What this task involves = Set the listing down again exactly, please, apart from its pictures.

━━━━━━━━━━

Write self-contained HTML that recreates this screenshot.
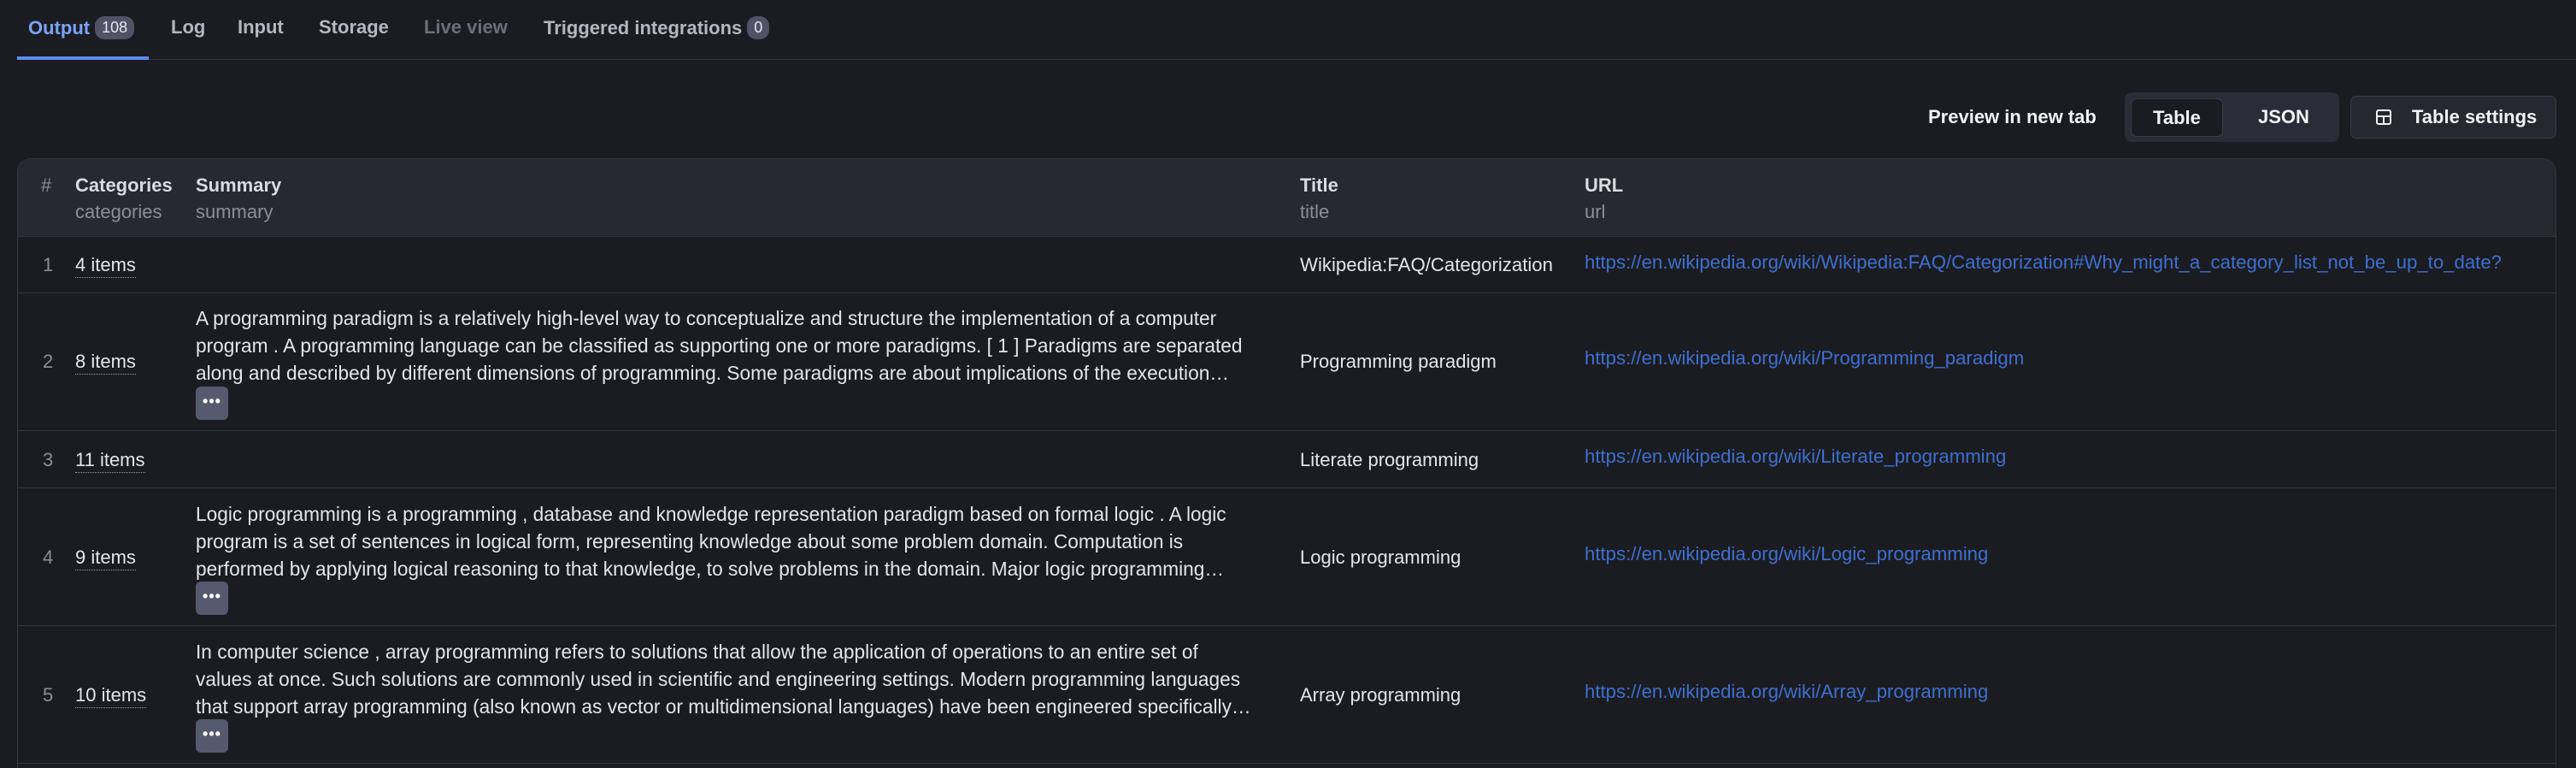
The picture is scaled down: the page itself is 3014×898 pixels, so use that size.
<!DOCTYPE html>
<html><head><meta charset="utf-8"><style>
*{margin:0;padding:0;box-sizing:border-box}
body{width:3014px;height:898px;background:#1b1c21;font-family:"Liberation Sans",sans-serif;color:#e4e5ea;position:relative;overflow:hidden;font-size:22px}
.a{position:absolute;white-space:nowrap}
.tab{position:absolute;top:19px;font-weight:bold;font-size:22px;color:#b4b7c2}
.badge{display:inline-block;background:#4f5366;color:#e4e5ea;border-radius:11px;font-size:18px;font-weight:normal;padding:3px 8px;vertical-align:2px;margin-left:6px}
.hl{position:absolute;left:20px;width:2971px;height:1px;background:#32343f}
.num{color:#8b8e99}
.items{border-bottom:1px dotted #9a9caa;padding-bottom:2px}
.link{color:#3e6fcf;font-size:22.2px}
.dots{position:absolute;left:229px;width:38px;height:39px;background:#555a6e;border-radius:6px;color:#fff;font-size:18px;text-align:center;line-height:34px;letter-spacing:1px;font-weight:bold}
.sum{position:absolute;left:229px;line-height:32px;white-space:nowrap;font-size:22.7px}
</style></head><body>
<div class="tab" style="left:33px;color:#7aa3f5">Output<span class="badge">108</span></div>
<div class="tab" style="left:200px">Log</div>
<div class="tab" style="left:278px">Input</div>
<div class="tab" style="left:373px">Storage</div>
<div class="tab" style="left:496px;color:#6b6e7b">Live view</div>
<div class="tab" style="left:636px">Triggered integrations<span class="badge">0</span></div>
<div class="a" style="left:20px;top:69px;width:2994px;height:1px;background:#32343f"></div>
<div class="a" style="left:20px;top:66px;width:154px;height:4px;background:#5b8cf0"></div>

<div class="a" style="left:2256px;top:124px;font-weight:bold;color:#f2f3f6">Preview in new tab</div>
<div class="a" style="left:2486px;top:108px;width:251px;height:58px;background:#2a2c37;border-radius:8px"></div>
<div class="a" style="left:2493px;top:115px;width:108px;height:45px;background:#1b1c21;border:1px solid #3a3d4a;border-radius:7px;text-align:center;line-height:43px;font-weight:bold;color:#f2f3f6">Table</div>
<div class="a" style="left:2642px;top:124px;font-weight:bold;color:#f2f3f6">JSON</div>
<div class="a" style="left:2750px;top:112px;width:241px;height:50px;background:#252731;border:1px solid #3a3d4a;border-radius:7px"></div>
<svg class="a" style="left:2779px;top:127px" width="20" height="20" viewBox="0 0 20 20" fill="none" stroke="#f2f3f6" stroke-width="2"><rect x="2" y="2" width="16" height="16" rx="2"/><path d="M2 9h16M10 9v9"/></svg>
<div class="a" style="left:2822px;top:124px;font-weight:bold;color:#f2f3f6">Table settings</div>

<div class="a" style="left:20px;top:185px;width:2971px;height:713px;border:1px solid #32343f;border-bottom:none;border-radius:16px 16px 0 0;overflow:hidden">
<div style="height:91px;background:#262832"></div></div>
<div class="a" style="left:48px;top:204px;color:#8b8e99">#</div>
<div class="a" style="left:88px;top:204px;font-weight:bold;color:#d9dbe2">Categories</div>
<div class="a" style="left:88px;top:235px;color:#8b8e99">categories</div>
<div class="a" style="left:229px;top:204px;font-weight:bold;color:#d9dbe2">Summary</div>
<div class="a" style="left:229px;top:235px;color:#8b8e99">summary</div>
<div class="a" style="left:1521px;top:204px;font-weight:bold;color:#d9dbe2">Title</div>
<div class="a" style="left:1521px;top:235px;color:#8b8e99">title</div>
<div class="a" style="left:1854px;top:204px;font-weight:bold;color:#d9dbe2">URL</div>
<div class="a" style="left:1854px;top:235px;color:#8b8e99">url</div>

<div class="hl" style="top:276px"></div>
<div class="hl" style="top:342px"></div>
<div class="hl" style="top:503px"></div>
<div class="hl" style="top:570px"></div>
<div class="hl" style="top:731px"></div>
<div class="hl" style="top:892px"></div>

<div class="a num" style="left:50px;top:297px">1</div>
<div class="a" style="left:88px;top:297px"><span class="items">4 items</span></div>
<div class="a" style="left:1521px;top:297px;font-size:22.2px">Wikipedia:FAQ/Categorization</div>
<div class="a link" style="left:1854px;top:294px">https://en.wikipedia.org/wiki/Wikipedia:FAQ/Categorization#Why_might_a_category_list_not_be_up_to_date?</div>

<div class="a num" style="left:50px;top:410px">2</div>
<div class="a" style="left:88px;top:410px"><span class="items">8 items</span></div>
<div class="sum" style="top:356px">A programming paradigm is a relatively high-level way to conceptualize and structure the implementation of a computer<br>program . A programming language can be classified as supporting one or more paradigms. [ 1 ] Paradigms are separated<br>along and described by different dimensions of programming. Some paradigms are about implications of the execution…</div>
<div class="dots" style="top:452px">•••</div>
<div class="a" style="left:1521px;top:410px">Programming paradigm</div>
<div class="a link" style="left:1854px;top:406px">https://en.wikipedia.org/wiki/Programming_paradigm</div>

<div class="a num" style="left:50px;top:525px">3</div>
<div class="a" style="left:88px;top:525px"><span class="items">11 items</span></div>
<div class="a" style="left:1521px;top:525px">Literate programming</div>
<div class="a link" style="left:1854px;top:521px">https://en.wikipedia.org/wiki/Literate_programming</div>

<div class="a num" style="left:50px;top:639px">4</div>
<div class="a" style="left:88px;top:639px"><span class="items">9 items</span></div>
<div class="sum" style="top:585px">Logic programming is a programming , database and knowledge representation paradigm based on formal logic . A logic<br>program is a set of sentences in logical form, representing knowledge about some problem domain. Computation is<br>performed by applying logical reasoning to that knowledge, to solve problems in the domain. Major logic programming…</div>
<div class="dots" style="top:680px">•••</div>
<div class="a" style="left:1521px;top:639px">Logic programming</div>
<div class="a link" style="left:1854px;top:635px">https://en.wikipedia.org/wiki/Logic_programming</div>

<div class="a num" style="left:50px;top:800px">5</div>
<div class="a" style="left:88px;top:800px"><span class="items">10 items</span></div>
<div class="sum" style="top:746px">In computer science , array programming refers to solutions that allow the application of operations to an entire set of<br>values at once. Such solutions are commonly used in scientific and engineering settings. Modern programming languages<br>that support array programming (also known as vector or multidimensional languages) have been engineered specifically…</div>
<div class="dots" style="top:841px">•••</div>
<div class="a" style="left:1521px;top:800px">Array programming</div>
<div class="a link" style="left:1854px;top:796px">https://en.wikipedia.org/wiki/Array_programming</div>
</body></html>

━━━━━━━━━━

Complete output =
Write self-contained HTML that recreates this screenshot.
The picture is scaled down: the page itself is 3014×898 pixels, so use that size.
<!DOCTYPE html>
<html><head><meta charset="utf-8"><style>
*{margin:0;padding:0;box-sizing:border-box}
body{width:3014px;height:898px;background:#1b1c21;font-family:"Liberation Sans",sans-serif;color:#e4e5ea;position:relative;overflow:hidden;font-size:22px}
.a{position:absolute;white-space:nowrap}
.tab{position:absolute;top:19px;font-weight:bold;font-size:22px;color:#b4b7c2}
.badge{display:inline-block;background:#4f5366;color:#e4e5ea;border-radius:11px;font-size:18px;font-weight:normal;padding:3px 8px;vertical-align:2px;margin-left:6px}
.hl{position:absolute;left:20px;width:2971px;height:1px;background:#32343f}
.num{color:#8b8e99}
.items{border-bottom:1px dotted #9a9caa;padding-bottom:2px}
.link{color:#3e6fcf;font-size:22.2px}
.dots{position:absolute;left:229px;width:38px;height:39px;background:#555a6e;border-radius:6px;color:#fff;font-size:18px;text-align:center;line-height:34px;letter-spacing:1px;font-weight:bold}
.sum{position:absolute;left:229px;line-height:32px;white-space:nowrap;font-size:22.7px}
</style></head><body>
<div class="tab" style="left:33px;color:#7aa3f5">Output<span class="badge">108</span></div>
<div class="tab" style="left:200px">Log</div>
<div class="tab" style="left:278px">Input</div>
<div class="tab" style="left:373px">Storage</div>
<div class="tab" style="left:496px;color:#6b6e7b">Live view</div>
<div class="tab" style="left:636px">Triggered integrations<span class="badge">0</span></div>
<div class="a" style="left:20px;top:69px;width:2994px;height:1px;background:#32343f"></div>
<div class="a" style="left:20px;top:66px;width:154px;height:4px;background:#5b8cf0"></div>

<div class="a" style="left:2256px;top:124px;font-weight:bold;color:#f2f3f6">Preview in new tab</div>
<div class="a" style="left:2486px;top:108px;width:251px;height:58px;background:#2a2c37;border-radius:8px"></div>
<div class="a" style="left:2493px;top:115px;width:108px;height:45px;background:#1b1c21;border:1px solid #3a3d4a;border-radius:7px;text-align:center;line-height:43px;font-weight:bold;color:#f2f3f6">Table</div>
<div class="a" style="left:2642px;top:124px;font-weight:bold;color:#f2f3f6">JSON</div>
<div class="a" style="left:2750px;top:112px;width:241px;height:50px;background:#252731;border:1px solid #3a3d4a;border-radius:7px"></div>
<svg class="a" style="left:2779px;top:127px" width="20" height="20" viewBox="0 0 20 20" fill="none" stroke="#f2f3f6" stroke-width="2"><rect x="2" y="2" width="16" height="16" rx="2"/><path d="M2 9h16M10 9v9"/></svg>
<div class="a" style="left:2822px;top:124px;font-weight:bold;color:#f2f3f6">Table settings</div>

<div class="a" style="left:20px;top:185px;width:2971px;height:713px;border:1px solid #32343f;border-bottom:none;border-radius:16px 16px 0 0;overflow:hidden">
<div style="height:91px;background:#262832"></div></div>
<div class="a" style="left:48px;top:204px;color:#8b8e99">#</div>
<div class="a" style="left:88px;top:204px;font-weight:bold;color:#d9dbe2">Categories</div>
<div class="a" style="left:88px;top:235px;color:#8b8e99">categories</div>
<div class="a" style="left:229px;top:204px;font-weight:bold;color:#d9dbe2">Summary</div>
<div class="a" style="left:229px;top:235px;color:#8b8e99">summary</div>
<div class="a" style="left:1521px;top:204px;font-weight:bold;color:#d9dbe2">Title</div>
<div class="a" style="left:1521px;top:235px;color:#8b8e99">title</div>
<div class="a" style="left:1854px;top:204px;font-weight:bold;color:#d9dbe2">URL</div>
<div class="a" style="left:1854px;top:235px;color:#8b8e99">url</div>

<div class="hl" style="top:276px"></div>
<div class="hl" style="top:342px"></div>
<div class="hl" style="top:503px"></div>
<div class="hl" style="top:570px"></div>
<div class="hl" style="top:731px"></div>
<div class="hl" style="top:892px"></div>

<div class="a num" style="left:50px;top:297px">1</div>
<div class="a" style="left:88px;top:297px"><span class="items">4 items</span></div>
<div class="a" style="left:1521px;top:297px;font-size:22.2px">Wikipedia:FAQ/Categorization</div>
<div class="a link" style="left:1854px;top:294px">https://en.wikipedia.org/wiki/Wikipedia:FAQ/Categorization#Why_might_a_category_list_not_be_up_to_date?</div>

<div class="a num" style="left:50px;top:410px">2</div>
<div class="a" style="left:88px;top:410px"><span class="items">8 items</span></div>
<div class="sum" style="top:356px">A programming paradigm is a relatively high-level way to conceptualize and structure the implementation of a computer<br>program . A programming language can be classified as supporting one or more paradigms. [ 1 ] Paradigms are separated<br>along and described by different dimensions of programming. Some paradigms are about implications of the execution…</div>
<div class="dots" style="top:452px">•••</div>
<div class="a" style="left:1521px;top:410px">Programming paradigm</div>
<div class="a link" style="left:1854px;top:406px">https://en.wikipedia.org/wiki/Programming_paradigm</div>

<div class="a num" style="left:50px;top:525px">3</div>
<div class="a" style="left:88px;top:525px"><span class="items">11 items</span></div>
<div class="a" style="left:1521px;top:525px">Literate programming</div>
<div class="a link" style="left:1854px;top:521px">https://en.wikipedia.org/wiki/Literate_programming</div>

<div class="a num" style="left:50px;top:639px">4</div>
<div class="a" style="left:88px;top:639px"><span class="items">9 items</span></div>
<div class="sum" style="top:585px">Logic programming is a programming , database and knowledge representation paradigm based on formal logic . A logic<br>program is a set of sentences in logical form, representing knowledge about some problem domain. Computation is<br>performed by applying logical reasoning to that knowledge, to solve problems in the domain. Major logic programming…</div>
<div class="dots" style="top:680px">•••</div>
<div class="a" style="left:1521px;top:639px">Logic programming</div>
<div class="a link" style="left:1854px;top:635px">https://en.wikipedia.org/wiki/Logic_programming</div>

<div class="a num" style="left:50px;top:800px">5</div>
<div class="a" style="left:88px;top:800px"><span class="items">10 items</span></div>
<div class="sum" style="top:746px">In computer science , array programming refers to solutions that allow the application of operations to an entire set of<br>values at once. Such solutions are commonly used in scientific and engineering settings. Modern programming languages<br>that support array programming (also known as vector or multidimensional languages) have been engineered specifically…</div>
<div class="dots" style="top:841px">•••</div>
<div class="a" style="left:1521px;top:800px">Array programming</div>
<div class="a link" style="left:1854px;top:796px">https://en.wikipedia.org/wiki/Array_programming</div>
</body></html>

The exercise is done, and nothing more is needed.